Attached to this meeting is a Poor-school, where 23 boys are clothed, fed, and educated, and afterwards apprenticed to different trades. (This school was established by the Misses Plunket, whose father was many years minister of the meeting). With the exception of about 30/. per annum, a donation, this school is entirely dependant on the results of an annual charity sermon, preached by one of the ministers of the Church, on the last Sunday in February. But from the great respectability of the Strand-street congregation, this collection may always be calculated upon as ample for the support of the charity; besides this, a collection is made every Sunday, which is appropriated to the use of a number of distressed widows. Adjoining to the meeting-house there is a library of divinity, where the members of the congregation are permitted to read, but owing to its inconvenient situation, it is seldom visited.
The meeting house is shown clearly in a map of 1846 Dublin
The ninety nine years spent in Strand Street coincided with major events in national and international history some of for which members of the congregation were centre stage. Throughout that time the congregation was in good health and it almost always had two ministers and at one stage it had three. The ministers who served in Strand Street were, in order of appointment; the Revs Samuel Bruce; John Mears; John Moody; Thomas Plunket; William Dunne; William Bruce; James Armstrong; William Hamilton Drummond and George Armstrong. It is worth bearing in mind that the congregation at Eustace Street, just a few hundred yards away, also supported two full time ministers during this period.

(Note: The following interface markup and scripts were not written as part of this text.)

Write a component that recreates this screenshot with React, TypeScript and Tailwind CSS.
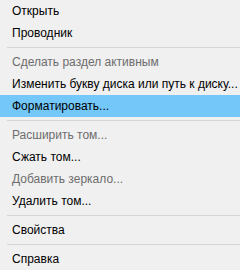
type Item = { label: string; disabled?: boolean; active?: boolean } | 'sep'

const items: Item[] = [
  { label: 'Открыть' },
  { label: 'Проводник' },
  'sep',
  { label: 'Сделать раздел активным', disabled: true },
  { label: 'Изменить букву диска или путь к диску...' },
  { label: 'Форматировать...', active: true },
  'sep',
  { label: 'Расширить том...', disabled: true },
  { label: 'Сжать том...' },
  { label: 'Добавить зеркало...', disabled: true },
  { label: 'Удалить том...' },
  'sep',
  { label: 'Свойства' },
  'sep',
  { label: 'Справка' },
]

export default function App() {
  return (
    <div className="flex h-[270px] w-[240px] flex-col overflow-hidden bg-[#f0f0f0] font-['Liberation_Sans',sans-serif] text-[12px]">
      {items.map((item, i) =>
        item === 'sep' ? (
          <div key={i} className="flex h-[7px] shrink-0 items-center pl-[7px]">
            <div className="h-px w-full bg-[#d5d5d5]" />
          </div>
        ) : (
          <div
            key={i}
            className={
              'flex h-[22px] shrink-0 items-center whitespace-nowrap pl-[12px] ' +
              (item.active ? 'bg-[#73c8f9] ' : '') +
              (item.disabled ? 'text-[#6d6d6d]' : 'text-black')
            }
          >
            {item.label}
          </div>
        )
      )}
    </div>
  )
}
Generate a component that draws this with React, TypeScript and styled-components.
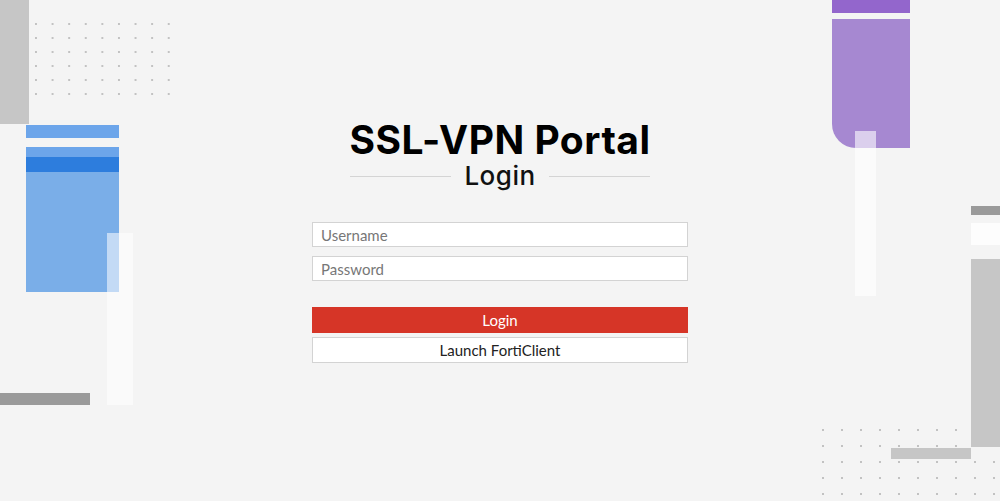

As the 19th century progressed and with the freedoms gained through the lifting of legal restrictions, congregations of Roman Catholics and Protestant Dissenters of every hue were leaving behind their chapels and meeting houses in the side streets and building new places of worship in prominent locations across the city. The Unitarians were late coming to this programme of church construction as, due to a landmark legal case, their funds had been of uncertain ownership until the passing of the Dissenters Chapels Act in 1844. With the confidence in the ownership of their funds which the Act brought, and with Thomas Wilson as a benefactor, the Strand Street congregation commenced the search for a site for a new church. Two sites were considered, one on Middle Abbey Street and one on Stephen’s Green. Put to a vote, the Stephen’s Green site was selected by a margin of 27 votes to 5.
The site for the new church was secured in 1860; Lanyon Lynn and Lanyon won an architectural completion to design the building and construction work commenced soon afterwards.
As moving day approached the Managing Committee of 150 years ago must have been very busy arranging the removal from Strand Street to Stephen’s Green of the library, portraits of ministers, baptismal and marriage registers, congregational records, communion silver, collection plates, school equipment and the many other items which had accumulated in Strand Street or travelled around Dublin with the congregation since its earliest days in the city. With everything packed and accounted for there just remained the small but important task of notifying the world that the congregation was on the move. Then as now the Irish Times was the paper that carried our notices and on Friday 5th June 1863 the following announcement appeared in the Church Notices section of the paper
The Eustace Street congregation was no doubt impressed with the ‘New Church’ and just four years later and after two centuries as a separate body it too amalgamated with the descendants of the Wood Street congregation.
The Unitarian ministers of Dublin at the time of the opening of our present day church are remembered in different places around the building. A large portrait of Rev Drummond of Strand Street and Stephen’s Green hangs in the vestry and there is a memorial to Rev Armstrong, also of Strand Street and Stephens Green, directly behind the reading desk. Rev Daniel Jeremy of Eustace Street and Stephen’s Green is remembered in a memorial to the right side of the pulpit. In this the 150th anniversary year of the opening of our home on the Green we should give over a little time to remembering these ministers and all the women and men who preceded and followed them who through their time and effort and vision bequeathed us the beautiful building we have today.